Given task: Find how many lines contain the word "styles" and state that number alone.

(Data records)
---
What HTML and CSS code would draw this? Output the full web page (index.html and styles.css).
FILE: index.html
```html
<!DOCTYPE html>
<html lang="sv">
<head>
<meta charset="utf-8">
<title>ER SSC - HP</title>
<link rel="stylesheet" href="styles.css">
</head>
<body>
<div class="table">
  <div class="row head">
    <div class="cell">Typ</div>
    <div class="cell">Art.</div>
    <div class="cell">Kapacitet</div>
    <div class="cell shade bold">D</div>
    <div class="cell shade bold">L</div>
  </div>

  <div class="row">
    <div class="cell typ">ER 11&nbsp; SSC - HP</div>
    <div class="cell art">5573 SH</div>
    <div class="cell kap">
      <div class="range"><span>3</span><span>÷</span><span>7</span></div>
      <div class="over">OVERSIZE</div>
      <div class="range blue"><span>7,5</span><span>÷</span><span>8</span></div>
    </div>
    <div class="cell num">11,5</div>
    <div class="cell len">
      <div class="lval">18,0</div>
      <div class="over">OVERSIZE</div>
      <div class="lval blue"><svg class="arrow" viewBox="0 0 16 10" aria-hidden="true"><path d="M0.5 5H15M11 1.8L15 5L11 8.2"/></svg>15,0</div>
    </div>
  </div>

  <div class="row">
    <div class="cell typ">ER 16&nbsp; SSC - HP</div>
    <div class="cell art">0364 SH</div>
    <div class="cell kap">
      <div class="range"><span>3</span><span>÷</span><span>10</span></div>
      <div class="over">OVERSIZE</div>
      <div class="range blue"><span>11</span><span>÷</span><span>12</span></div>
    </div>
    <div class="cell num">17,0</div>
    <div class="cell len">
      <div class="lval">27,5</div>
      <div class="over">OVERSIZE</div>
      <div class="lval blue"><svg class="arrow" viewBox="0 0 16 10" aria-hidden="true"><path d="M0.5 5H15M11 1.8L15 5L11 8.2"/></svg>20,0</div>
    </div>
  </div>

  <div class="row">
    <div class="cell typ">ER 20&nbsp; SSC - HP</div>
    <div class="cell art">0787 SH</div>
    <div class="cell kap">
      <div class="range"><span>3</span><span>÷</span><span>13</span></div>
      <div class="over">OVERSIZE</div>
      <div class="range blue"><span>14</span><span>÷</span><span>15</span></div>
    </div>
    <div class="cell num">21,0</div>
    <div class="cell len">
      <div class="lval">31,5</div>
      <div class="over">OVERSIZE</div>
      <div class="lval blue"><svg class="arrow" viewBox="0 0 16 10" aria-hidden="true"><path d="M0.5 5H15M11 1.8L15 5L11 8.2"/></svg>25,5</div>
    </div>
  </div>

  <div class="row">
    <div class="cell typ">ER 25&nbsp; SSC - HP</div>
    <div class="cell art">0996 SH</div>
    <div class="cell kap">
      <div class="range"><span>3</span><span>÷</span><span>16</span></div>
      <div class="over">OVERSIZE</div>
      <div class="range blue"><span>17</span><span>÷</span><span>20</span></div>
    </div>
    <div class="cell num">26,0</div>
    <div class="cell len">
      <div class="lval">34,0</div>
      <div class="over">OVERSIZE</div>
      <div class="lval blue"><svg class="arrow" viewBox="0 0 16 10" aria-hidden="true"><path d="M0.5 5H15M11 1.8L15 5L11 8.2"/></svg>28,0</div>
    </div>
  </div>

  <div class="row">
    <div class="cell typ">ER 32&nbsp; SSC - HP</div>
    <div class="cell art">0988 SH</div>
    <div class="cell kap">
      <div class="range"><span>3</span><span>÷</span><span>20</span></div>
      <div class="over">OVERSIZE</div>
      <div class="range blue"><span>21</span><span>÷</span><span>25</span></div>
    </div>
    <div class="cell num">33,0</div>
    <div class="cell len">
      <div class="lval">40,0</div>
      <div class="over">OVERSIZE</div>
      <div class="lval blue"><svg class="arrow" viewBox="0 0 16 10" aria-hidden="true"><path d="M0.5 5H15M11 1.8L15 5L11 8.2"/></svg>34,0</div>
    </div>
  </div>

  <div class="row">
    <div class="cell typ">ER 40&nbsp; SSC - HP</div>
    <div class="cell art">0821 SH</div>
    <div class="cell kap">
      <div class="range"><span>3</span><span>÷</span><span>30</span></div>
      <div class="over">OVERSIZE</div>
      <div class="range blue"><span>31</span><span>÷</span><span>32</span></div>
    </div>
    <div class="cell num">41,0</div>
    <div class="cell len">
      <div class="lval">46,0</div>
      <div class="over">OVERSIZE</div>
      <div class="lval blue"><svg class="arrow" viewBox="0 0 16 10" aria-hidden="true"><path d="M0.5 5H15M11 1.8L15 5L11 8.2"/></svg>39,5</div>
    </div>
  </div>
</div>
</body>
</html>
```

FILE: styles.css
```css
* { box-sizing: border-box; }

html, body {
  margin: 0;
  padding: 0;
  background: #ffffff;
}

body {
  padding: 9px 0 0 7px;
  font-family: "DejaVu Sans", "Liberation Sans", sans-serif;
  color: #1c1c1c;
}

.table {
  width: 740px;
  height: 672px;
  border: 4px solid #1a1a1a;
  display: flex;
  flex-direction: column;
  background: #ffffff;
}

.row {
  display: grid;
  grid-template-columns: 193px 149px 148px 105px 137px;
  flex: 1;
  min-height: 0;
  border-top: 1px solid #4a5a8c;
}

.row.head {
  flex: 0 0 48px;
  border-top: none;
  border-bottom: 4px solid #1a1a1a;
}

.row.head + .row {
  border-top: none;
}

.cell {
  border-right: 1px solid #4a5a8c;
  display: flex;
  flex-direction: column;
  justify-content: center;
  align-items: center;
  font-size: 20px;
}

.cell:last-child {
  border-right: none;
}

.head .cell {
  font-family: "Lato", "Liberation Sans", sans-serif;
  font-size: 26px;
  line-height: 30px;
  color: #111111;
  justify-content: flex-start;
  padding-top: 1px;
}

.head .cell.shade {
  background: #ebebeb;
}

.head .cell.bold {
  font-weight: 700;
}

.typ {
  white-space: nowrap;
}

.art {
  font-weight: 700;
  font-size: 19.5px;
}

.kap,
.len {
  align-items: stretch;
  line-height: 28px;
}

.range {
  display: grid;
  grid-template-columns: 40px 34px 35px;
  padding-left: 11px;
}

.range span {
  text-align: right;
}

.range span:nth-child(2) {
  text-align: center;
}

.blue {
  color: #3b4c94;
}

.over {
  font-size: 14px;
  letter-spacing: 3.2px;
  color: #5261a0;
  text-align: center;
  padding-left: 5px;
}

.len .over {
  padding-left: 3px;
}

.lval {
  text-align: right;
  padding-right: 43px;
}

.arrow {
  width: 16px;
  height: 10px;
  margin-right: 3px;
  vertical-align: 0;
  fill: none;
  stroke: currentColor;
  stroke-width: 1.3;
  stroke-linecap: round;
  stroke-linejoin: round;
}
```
---
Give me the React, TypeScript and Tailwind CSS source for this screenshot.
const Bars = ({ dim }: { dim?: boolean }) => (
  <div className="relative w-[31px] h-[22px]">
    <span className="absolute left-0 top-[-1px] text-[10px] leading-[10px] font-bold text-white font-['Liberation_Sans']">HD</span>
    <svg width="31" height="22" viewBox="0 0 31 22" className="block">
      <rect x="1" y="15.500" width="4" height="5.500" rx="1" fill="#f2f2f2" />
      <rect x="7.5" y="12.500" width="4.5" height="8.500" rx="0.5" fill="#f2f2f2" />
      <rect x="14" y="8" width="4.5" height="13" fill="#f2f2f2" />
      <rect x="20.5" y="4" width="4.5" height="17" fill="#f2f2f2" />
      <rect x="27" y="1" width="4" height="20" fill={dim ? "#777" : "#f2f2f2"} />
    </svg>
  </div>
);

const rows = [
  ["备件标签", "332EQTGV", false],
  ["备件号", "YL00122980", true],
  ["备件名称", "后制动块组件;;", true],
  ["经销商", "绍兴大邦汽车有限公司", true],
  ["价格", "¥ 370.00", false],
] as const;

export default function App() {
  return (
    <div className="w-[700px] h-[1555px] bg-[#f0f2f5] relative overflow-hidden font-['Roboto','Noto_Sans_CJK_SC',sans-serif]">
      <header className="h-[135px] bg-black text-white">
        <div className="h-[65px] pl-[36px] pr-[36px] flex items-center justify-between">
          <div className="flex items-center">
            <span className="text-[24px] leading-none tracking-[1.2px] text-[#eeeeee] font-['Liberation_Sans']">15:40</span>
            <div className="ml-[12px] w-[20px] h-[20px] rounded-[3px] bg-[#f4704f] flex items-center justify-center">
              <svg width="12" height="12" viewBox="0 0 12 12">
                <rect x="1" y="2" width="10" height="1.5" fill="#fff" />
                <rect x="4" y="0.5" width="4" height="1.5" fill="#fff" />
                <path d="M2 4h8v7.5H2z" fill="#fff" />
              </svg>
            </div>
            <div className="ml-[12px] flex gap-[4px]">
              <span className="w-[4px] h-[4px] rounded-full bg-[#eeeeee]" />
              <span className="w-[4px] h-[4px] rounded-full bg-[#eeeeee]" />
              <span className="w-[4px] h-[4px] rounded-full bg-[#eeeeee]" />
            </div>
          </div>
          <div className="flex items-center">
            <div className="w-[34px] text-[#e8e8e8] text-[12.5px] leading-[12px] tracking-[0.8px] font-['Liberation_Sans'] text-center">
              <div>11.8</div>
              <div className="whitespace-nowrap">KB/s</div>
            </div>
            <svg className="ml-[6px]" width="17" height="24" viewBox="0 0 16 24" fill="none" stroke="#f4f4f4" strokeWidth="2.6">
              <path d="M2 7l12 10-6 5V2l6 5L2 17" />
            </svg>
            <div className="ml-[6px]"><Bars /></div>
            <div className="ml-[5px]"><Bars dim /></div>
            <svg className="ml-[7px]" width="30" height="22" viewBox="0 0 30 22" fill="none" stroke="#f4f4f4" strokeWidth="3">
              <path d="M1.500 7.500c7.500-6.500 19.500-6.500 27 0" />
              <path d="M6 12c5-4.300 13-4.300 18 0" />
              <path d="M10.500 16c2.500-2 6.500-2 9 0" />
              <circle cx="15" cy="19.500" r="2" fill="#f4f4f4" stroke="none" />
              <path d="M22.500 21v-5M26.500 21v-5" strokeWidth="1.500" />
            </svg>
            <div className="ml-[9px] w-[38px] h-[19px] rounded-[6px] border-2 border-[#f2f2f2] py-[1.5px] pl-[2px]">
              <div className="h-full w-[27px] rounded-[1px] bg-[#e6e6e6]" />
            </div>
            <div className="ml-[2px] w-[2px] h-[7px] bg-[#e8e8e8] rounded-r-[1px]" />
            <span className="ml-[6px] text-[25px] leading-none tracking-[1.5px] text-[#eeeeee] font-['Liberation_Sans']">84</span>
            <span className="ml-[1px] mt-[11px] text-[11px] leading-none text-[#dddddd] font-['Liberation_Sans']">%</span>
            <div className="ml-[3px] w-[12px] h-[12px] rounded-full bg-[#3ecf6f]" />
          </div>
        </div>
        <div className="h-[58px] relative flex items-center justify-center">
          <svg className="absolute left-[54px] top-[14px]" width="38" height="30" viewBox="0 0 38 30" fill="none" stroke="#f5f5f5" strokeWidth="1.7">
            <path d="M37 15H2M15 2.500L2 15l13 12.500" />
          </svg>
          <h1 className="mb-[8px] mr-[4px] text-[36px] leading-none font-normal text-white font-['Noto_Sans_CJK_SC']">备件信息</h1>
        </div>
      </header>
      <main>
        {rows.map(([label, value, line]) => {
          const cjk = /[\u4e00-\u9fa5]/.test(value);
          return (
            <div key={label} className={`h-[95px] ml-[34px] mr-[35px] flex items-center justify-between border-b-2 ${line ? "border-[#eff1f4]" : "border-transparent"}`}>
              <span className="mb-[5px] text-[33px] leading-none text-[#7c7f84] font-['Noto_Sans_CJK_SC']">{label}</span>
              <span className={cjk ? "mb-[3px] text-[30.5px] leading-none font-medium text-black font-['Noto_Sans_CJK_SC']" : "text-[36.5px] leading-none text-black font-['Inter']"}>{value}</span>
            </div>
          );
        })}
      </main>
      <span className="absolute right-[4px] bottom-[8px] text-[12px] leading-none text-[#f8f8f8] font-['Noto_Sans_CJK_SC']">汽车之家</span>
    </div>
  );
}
---
Task result: 3